On Tuesday, the dean of Marquette University Law School -- Joseph Kearney, a conservative legal scholar and former clerk for Justice Antonin Scalia -- announced his support for Elena Kagan's Supreme Court nomination, saying she appears to be in the “mainstream of American legal thought,” while former Sen. Fred Thompson (R-TN) reportedly told a Heritage Foundation audience: “We could have done a lot worse than [Kagan].”
Perhaps comments like these -- growing more typical by the day -- provide some insight as to why The Washington Times, which has run no fewer than 10 editorials, columns and op-eds smearing Kagan (and none in support of her), left Kagan off of its absurd list of “frightening,” “dangerous” judicial nominees that would create “The worst judiciary ever.”
“Be very afraid,” the editorial concludes.
To be sure, we'll never really know the thinking behind such an error-laden editorial, and the Wash. Times did say it was just a “partial list,” but the absence of Kagan's name is striking.
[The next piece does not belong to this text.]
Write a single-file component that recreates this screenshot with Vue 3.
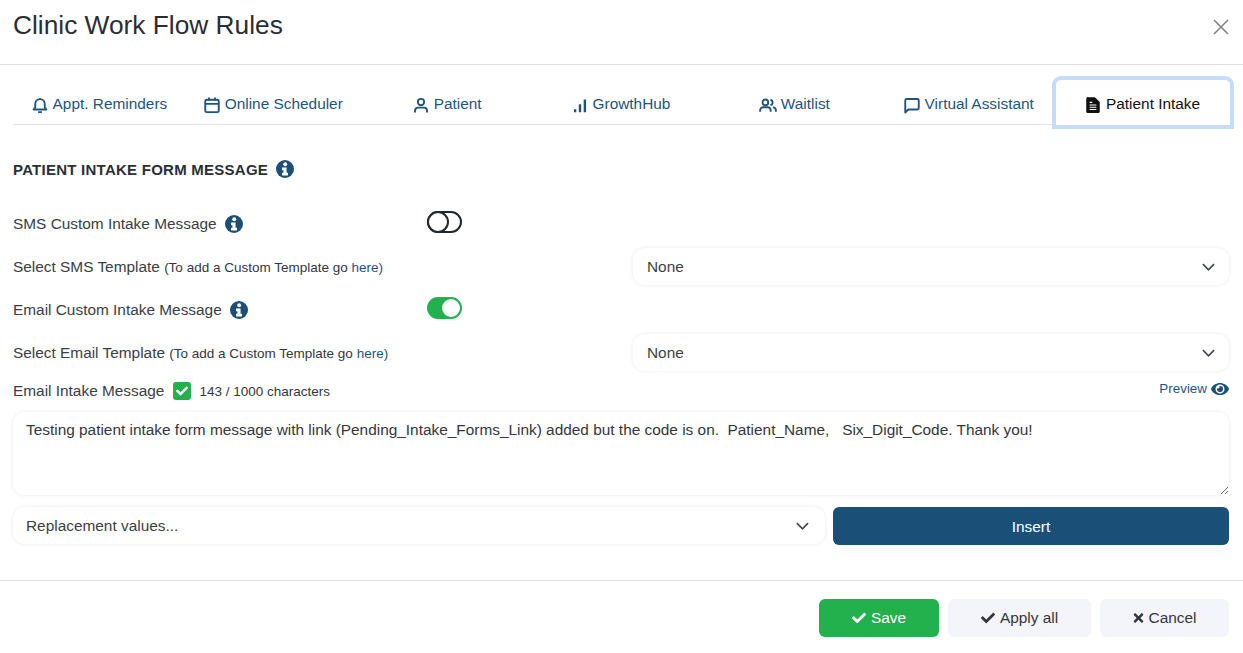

After all, over the past several weeks, the paper has plastered its editorial page with falsehoods and distortions to portray the current Supreme Court nominee as a radical leftist, a threat to gun owners, beholden to foreign law, anti-free-speech, and anti-military.
What does seem clear, however, is that some conservatives are just not buying into these false attacks.
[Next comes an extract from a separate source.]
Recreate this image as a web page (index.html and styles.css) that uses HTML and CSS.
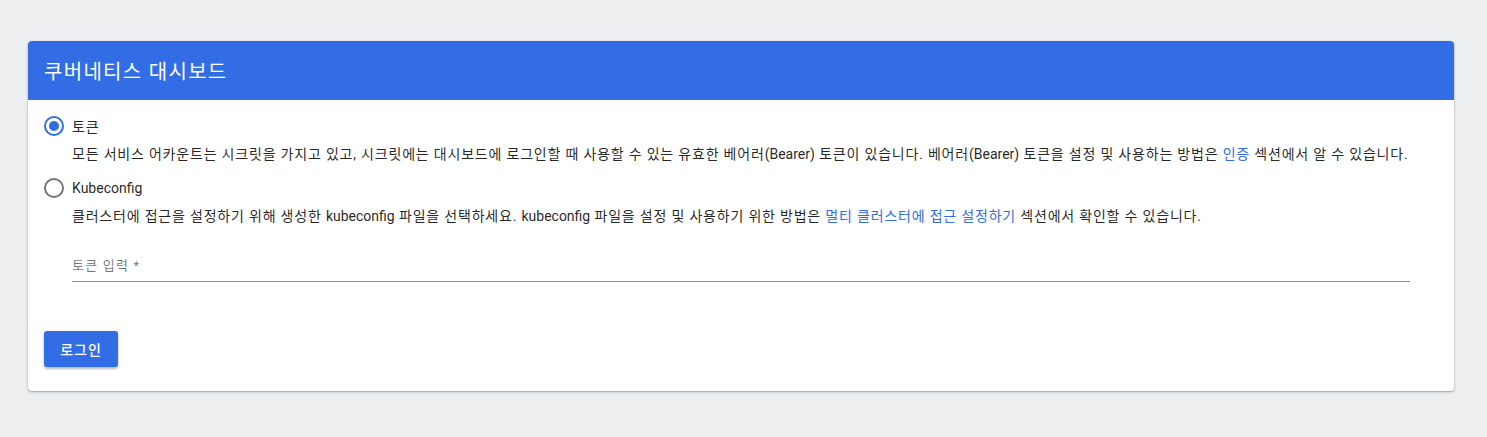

Reporting on Kearney's endorsement, the AP also noted:
A handful of other conservatives have written to the Judiciary panel endorsing Kagan, including Miguel Estrada, a failed federal appeals court nominee chosen by President George W. Bush.
Brian Fitzpatrick, another former Scalia clerk and one-time Republican aide who now teaches at Vanderbilt University Law School, also wrote to the Judiciary panel last week endorsing Kagan.
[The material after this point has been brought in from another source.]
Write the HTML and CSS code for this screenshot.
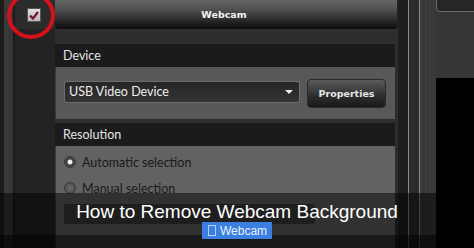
FILE: index.html
```html
<!DOCTYPE html>
<html lang="en">
    <head>
        <title>How to Remove Webcam Background</title>
        <meta charset="utf-8">
        <meta name="viewport" content="width=device-width, initial-scale=1">
        <link rel="stylesheet" href="styles.css">
    </head>
    <body>
        <div class="app">
            <div class="rail-left"></div>
            <div class="main">
                <div class="check-cell">
                    <span class="checkbox">
                        <svg width="10" height="9" viewBox="0 0 10 9"><path d="M1 4.5 L4 7.5 L9 1" fill="none" stroke="#7a1224" stroke-width="2.2"/></svg>
                    </span>
                </div>
                <div class="topbar">Webcam</div>
                <div></div>
                <div class="panels">
                    <section class="group">
                        <div class="group-head">Device</div>
                        <div class="group-body device-row">
                            <div class="select">USB Video Device <span class="caret"></span></div>
                            <button class="btn">Properties</button>
                        </div>
                    </section>
                    <section class="group">
                        <div class="group-head">Resolution</div>
                        <div class="group-body res">
                            <div class="radio on"><span class="dot"></span>Automatic selection</div>
                            <div class="radio"><span class="dot"></span>Manual selection</div>
                            <div class="field"></div>
                        </div>
                    </section>
                </div>
            </div>
            <div class="rail-right">
                <div class="line"></div>
                <div class="strip"></div>
                <div class="line"></div>
                <div class="strip wide"></div>
                <div class="preview">
                    <div class="preview-frame"></div>
                    <div class="preview-gap"></div>
                    <div class="preview-black"></div>
                </div>
            </div>
        </div>
        <div class="ring"></div>
        <div class="caption">
            <h1>How to Remove Webcam Background</h1>
            <span class="tag"><span class="tofu"></span>Webcam</span>
        </div>
    </body>
</html>
```

FILE: styles.css
```css
html, body {
  margin: 0;
  width: 474px;
  height: 248px;
  overflow: hidden;
}

body {
  position: relative;
  background: #222;
  font-family: Lato, "Noto Sans", sans-serif;
}

.app {
  display: flex;
  height: 248px;
  overflow: hidden;
}

.rail-left {
  width: 15px;
  background: linear-gradient(to right, #1c1c1c 0, #1c1c1c 4px, #3a3a3a 4px, #353535 13px, #1a1a1a 13px);
}

.main {
  width: 383px;
  display: grid;
  grid-template-columns: 40px 1fr;
  grid-template-rows: 29px 219px;
  background: #232323;
}

.check-cell {
  background: #2c2c2c;
  display: flex;
  padding: 8px 0 0 12px;
}

.checkbox {
  width: 14px;
  height: 14px;
  background: linear-gradient(#e2e2e2, #b8b8b8);
  border: 1px solid #555;
  box-sizing: border-box;
  display: flex;
  align-items: center;
  justify-content: center;
}

.topbar {
  background: linear-gradient(#666 0, #4a4a4a 40%, #1e1e1e 80%, #0c0c0c 100%);
  border-radius: 0 0 4px 4px;
  color: #f2f2f2;
  font-family: "DejaVu Sans", sans-serif;
  font-weight: bold;
  font-size: 9.5px;
  text-align: center;
  line-height: 29px;
  margin-right: 1px;
  padding-right: 4px;
}

.panels {
  padding-top: 15px;
  padding-right: 3px;
  background: #2d2d2d;
  overflow: hidden;
}

.group-head {
  background: #1b1b1b;
  color: #e4e4e4;
  font-size: 12.5px;
  height: 23px;
  line-height: 23px;
  padding-left: 8px;
}

.group-body {
  background: #585858;
  border-left: 1px solid #3a3a3a;
}

.device-row {
  height: 52px;
  display: flex;
  align-items: center;
  padding: 0 9px 0 8px;
  gap: 7px;
  margin-bottom: 4px;
}

.select {
  flex: 1;
  height: 22px;
  box-sizing: border-box;
  border: 1px solid #6e6e6e;
  border-radius: 3px;
  background: linear-gradient(#262626, #333);
  color: #eee;
  font-size: 12.5px;
  line-height: 20px;
  padding-left: 4px;
  display: flex;
  justify-content: space-between;
  margin-top: -2px;
}

.caret {
  width: 0;
  height: 0;
  border-left: 4px solid transparent;
  border-right: 4px solid transparent;
  border-top: 4px solid #eee;
  margin: 8px 6px 0 0;
}

.btn {
  width: 79px;
  height: 29px;
  border: 1px solid #2a2a2a;
  border-radius: 4px;
  background: linear-gradient(#5c5c5c, #303030 55%, #181818);
  color: #e6e6e6;
  font-family: "DejaVu Sans", sans-serif;
  font-weight: bold;
  font-size: 9.5px;
  padding: 0;
}

.res {
  background: #626262;
  height: 102px;
  box-sizing: border-box;
  padding: 6px 0 0 8px;
}

.radio {
  display: flex;
  align-items: center;
  gap: 6px;
  color: #1a1a1a;
  font-size: 12.5px;
  height: 20px;
  margin-bottom: 6px;
}

.dot {
  width: 12px;
  height: 12px;
  border-radius: 50%;
  box-sizing: border-box;
  background: radial-gradient(#6c6c6c, #444);
  border: 1px solid #3a3a3a;
}

.radio.on .dot {
  background: radial-gradient(circle, #fff 0, #eee 2px, #3a3a3a 3px, #555 6px);
}

.field {
  height: 20px;
  margin: 4px 80px 0 0;
  background: #3c3c3c;
  border-radius: 2px;
}

.rail-right {
  flex: 1;
  display: flex;
  background: #1e1e1e;
  padding-left: 10px;
}

.line {
  width: 1px;
  background: #8a8a8a;
}

.strip {
  width: 10px;
  background: #2b2b2b;
}

.strip.wide {
  width: 16px;
  background: repeating-linear-gradient(to right, #383838 0, #3e3e3e 2px, #343434 4px);
}

.preview {
  flex: 1;
  display: flex;
  flex-direction: column;
  background: #363636;
}

.preview-frame {
  height: 11px;
  border: 1px solid #6a6a6a;
  border-top: 0;
  border-right: 0;
  border-radius: 0 0 0 4px;
  background: #262626;
}

.preview-gap {
  height: 66px;
}

.preview-black {
  flex: 1;
  background: #000;
}

.ring {
  position: absolute;
  left: 7px;
  top: -8px;
  width: 48px;
  height: 47px;
  box-sizing: border-box;
  border: 4px solid #d4121a;
  border-radius: 50%;
}

.caption {
  position: absolute;
  left: 0;
  right: 0;
  top: 193px;
  bottom: 0;
  padding-top: 7px;
  text-align: center;
  background: linear-gradient(rgba(0, 0, 0, 0.5) 0, rgba(0, 0, 0, 0.5) 42px, rgba(0, 0, 0, 0.75) 42px);
}

.caption h1 {
  margin: 0;
  color: #fff;
  font-family: "Liberation Sans", Arial, sans-serif;
  font-weight: normal;
  font-size: 19px;
  line-height: 24px;
}

.tag {
  display: inline-flex;
  align-items: center;
  gap: 4px;
  margin-top: -2px;
  height: 17px;
  padding: 0 5px 0 6px;
  background: #3b7fe0;
  color: #e8efff;
  font-family: "Liberation Sans", Arial, sans-serif;
  font-size: 12px;
  vertical-align: top;
}

.tofu {
  width: 6px;
  height: 9px;
  border: 1px solid #b9cff5;
}
```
Fitzpatrick, who was one of Kagan's law students at Harvard, called her “a person of utmost integrity, extraordinary legal talent and relentless generosity” and said he could “imagine few people who will better serve the American people as a justice.”
Former solicitors general from Republican and Democratic administrations are putting together a letter of support for Kagan, although it has not yet been made public. Several of them, including conservatives Ted Olson and Ken Starr, endorsed Kagan last year when the Senate was considering her nomination for solicitor general.